Building a church
is like rebuilding religion by giving it back its essence. Text by Walter Guadagnini.
“Building a church is a bit like rebuilding a religion
and restoring its essence.” So said Gio Ponti on
the subject of religious architecture, of which the
Concattedrale at Taranto is among the most
significant examples in contemporary Italy.
How was Mimmo Jodice able to confront a building
of this kind? Back in 1974 he had published a book
entitled The Devout, and he has always had an eye
for manifestations of popular religiousness.
He has long been inspired, too, by masterpieces
of a different religiousness, of the kind that produced
the sculptures and buildings of the classical
Mediterranean world. He is, moreover, a
photographer who has not represented human
figures (at least not living ones) since the 1980s.
He has concentrated instead on landscape and
architecture, or on what might perhaps better
be described as places.
But he has never confined himself to what is still,
all things considered, such a clearly defined genre
as that of architectural photography.
To cut a long story short, he is a photographer who
transforms into presences, or figures if you like,
the very elements of landscape. He has built his
philosophy on the relationship between the
flagrancy of real facts and intellectual influences.
As Jodice himself has written: “I believe we Italians
live in a country where reality and history have such
an overwhelming presence and character that
photographers cannot but be moved by them (…)
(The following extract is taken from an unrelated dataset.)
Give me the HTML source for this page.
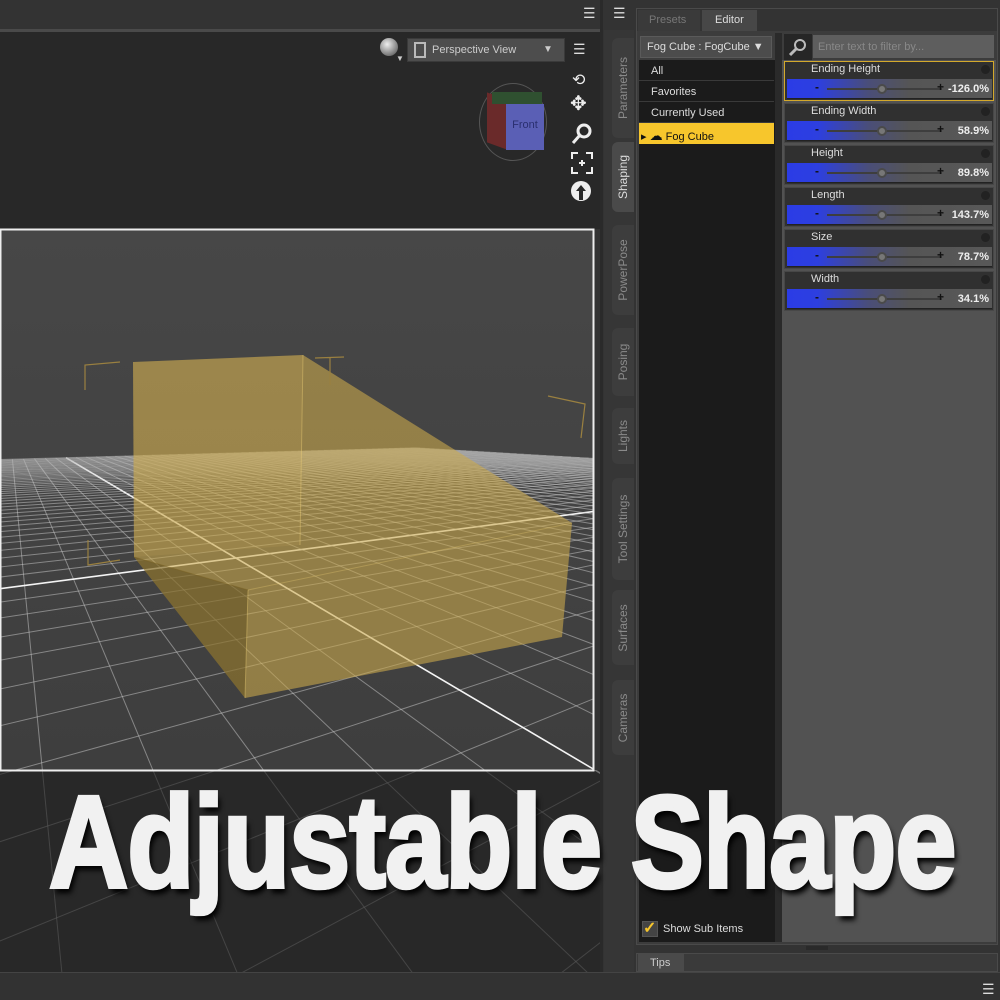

But it is always the real thing, the actual scenery,
that prevails. I believe the choice, made by the
Italian group that caused this way of photographing
to emerge, is the most correct, the closest to the
essence of photography.”
That is the point, the meeting-point between
Gio Ponti’s buildings – real and ideal – and Mimmo
Jodice’s photography: a quest for the essence
of action and language.
Combined with a deep awareness of the peculiarity
of Italian culture, it is always and in any case a quest
driven by this urge to compare with the past, even
when constructing, photographing, and imagining
the present and the future. To photograph a church,
therefore, and a contemporary one in this case,
is for Jodice not so much to reconstruct religion
as to reconstruct once again his own approach
to photography.
It is an attempt to bring it back to its most authentic,
and at the same time to render the essence of what
is photographed.
These images dedicated to the Concattedrale
at Taranto are in fact a summing-up, as it were,
of Jodice’s most distinctive approach to interiors,
to things as such, and to the relationship established
between themselves and the spectator.
The photographer does not seek to represent the
building, but rather to interpret it, while treating the
repetition of forms as the fulcrum of his own vision
and of Ponti’s oeuvre. The motif of the geometrical
figure returns constantly from exterior to interior,
connecting every element of the composition.
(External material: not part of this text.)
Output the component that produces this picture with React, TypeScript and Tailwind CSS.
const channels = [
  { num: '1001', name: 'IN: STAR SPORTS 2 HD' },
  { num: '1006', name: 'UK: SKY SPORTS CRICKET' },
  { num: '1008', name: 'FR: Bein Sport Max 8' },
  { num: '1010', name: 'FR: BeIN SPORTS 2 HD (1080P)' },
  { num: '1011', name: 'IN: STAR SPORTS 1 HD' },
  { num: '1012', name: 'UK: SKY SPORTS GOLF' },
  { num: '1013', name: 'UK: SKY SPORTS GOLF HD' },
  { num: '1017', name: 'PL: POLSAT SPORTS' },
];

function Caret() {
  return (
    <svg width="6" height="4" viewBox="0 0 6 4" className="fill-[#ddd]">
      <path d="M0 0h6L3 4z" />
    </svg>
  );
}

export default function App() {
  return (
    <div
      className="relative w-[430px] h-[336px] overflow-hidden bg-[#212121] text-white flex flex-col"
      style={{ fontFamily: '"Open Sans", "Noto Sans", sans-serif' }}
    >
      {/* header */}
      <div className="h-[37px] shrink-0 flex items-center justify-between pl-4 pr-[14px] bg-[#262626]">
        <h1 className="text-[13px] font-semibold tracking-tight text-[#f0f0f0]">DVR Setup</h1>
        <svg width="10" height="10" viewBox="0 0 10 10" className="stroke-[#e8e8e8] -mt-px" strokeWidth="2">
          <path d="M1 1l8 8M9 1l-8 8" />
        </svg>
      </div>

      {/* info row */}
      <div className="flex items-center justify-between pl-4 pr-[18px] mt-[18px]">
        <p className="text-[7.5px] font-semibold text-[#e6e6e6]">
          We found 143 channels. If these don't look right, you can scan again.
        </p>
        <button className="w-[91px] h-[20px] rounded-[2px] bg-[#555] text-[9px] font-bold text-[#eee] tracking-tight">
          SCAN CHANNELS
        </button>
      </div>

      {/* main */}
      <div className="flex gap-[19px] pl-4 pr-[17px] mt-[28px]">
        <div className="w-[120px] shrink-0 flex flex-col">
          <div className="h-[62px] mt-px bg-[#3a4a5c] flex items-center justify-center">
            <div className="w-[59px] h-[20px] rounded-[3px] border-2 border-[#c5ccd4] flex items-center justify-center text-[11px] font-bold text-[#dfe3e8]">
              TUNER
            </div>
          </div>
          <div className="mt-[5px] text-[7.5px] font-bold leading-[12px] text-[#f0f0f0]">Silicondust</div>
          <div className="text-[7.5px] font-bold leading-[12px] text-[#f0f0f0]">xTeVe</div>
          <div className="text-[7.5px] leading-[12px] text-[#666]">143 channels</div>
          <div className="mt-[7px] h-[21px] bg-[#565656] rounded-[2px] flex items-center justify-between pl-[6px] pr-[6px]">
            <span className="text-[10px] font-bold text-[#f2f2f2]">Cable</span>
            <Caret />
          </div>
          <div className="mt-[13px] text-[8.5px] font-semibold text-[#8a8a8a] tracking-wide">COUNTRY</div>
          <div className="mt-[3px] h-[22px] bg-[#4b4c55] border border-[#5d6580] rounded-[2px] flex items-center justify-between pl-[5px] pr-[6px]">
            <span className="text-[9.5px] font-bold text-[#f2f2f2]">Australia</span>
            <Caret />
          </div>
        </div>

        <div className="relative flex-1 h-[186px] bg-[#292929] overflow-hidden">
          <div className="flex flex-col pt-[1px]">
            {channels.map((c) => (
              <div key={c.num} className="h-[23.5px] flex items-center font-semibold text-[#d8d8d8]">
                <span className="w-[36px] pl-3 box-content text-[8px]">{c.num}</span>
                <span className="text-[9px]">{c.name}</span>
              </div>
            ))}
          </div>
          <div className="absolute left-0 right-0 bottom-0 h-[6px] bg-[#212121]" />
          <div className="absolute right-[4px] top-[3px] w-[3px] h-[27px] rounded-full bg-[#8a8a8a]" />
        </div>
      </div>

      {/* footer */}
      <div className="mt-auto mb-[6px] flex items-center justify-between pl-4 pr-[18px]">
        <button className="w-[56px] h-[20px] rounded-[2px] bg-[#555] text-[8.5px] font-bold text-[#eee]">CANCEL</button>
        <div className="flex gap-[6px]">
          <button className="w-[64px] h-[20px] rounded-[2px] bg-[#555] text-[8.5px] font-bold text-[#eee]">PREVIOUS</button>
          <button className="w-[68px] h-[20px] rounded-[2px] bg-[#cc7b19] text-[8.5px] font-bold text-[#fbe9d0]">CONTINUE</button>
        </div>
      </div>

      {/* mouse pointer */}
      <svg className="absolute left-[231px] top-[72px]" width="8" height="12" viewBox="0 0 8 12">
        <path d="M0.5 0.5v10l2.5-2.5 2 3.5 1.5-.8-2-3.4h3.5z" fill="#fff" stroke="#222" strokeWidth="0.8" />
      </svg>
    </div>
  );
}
But it also ends up, particularly in the pews, as the
character that has always been present, through its
absence, in the artist’s photographic world.
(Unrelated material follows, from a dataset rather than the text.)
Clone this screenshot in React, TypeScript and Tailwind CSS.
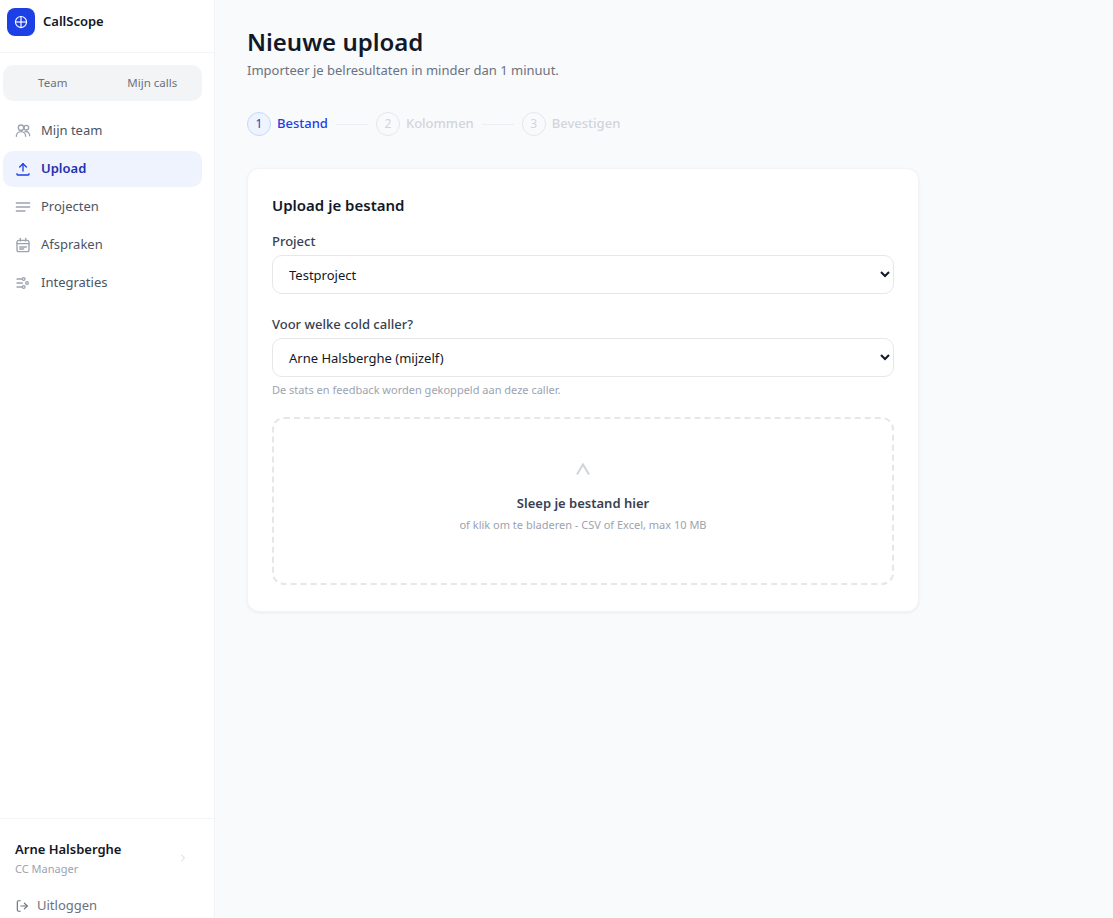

It is no longer only the structural element, no longer
only a decorative element: it is something more.
It is the essence of the place, the icon through which
reality is transformed, through which the
metamorphosis from inanimate object to character
occurs – without questioning its primary nature
as a spire, window, or pew. This is what
photographing means for Jodice. In this series
it is concretised not only in the image of the pews
mentioned, but also in glass, in its turn characterised
by a triangular structure that obstructs a direct and
explicit view from inside. Photographing is this
capacity to see through a veil and obstacle.
It is revelation and concealment together.
Walter Guadagnini
Mimmo Jodice. Visioni della Concattedrale Gran Madre di Dio, Taranto
Building a church is like rebuilding religion by giving it back its essence. Text by Walter Guadagnini.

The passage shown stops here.